Fire Departments across the country have seen an increase in fires on Thanksgiving due to the craze of deep frying a turkey.
Following some simple steps will help keep your family safe:
• Never use a fryer on a wooden surface such as a deck, under a patio cover, in a garage or enclosed space.
• Do not overfill the fryer.
• Never leave the fryer unattended because, without thermostat controls, the oil will continue to heat until it ignites.
• Never let children or pets near the fryer.
• Use well-insulated potholders or oven mitts and wear long sleeves and safety goggles to protect from hot grease splatter.
• Make sure the turkey is completely thawed and patted dry before it is placed in a fryer; water and grease when mixed can be volatile.
• Keep all-purpose fire extinguishers nearby
Christmas brings us twinkling lights, scented candles and decorated trees, but it also brings an increase in home fires.
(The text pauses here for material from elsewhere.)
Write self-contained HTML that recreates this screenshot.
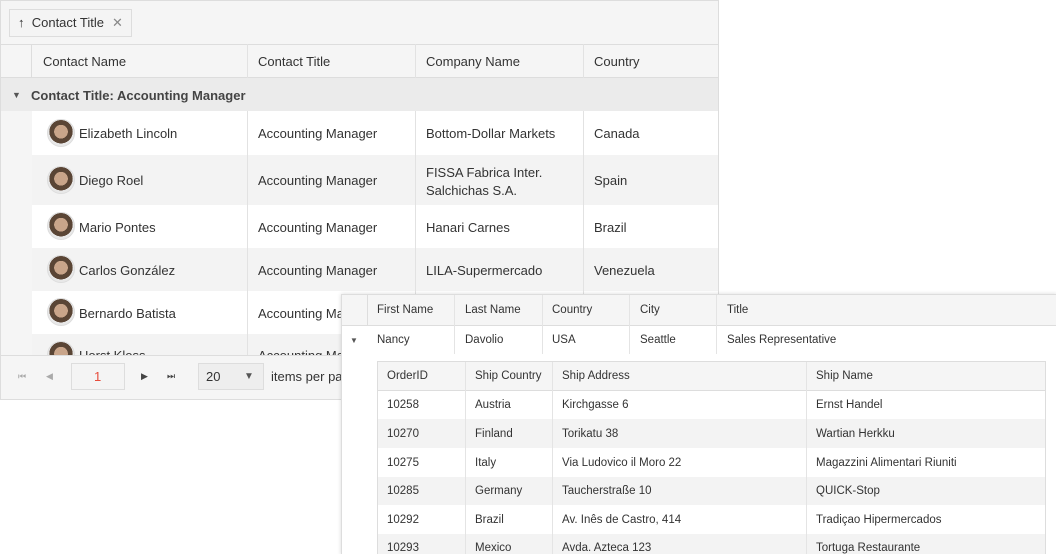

Use these safety tips to make sure your Christmas is safe for you and your family.
• Make sure if you utilize a real tree that the tree is fresh. Needles that easily fall off or break is an indication that the tree is not fresh. This lack of moisture is an extreme fire Hazard.
• Trim off a couple inches of the trunk to insure better water absorption helping the tree stay fresh. Keep the base full of water at all times.
• Place tree away from fireplaces, radiators and other heat sources. Heated rooms dry out tress quickly creating fire hazards.
• Use no more than three strands of lights per single extension cord
• Check each strand of lights for cracked sockets, frayed or bare wires.
• Consider electric candles over actual candles, candles are the top source of fires in the Holiday season.
Help keep your family safe over this Holiday Season. From our family to yours, have a safe and Happy Thanksgiving.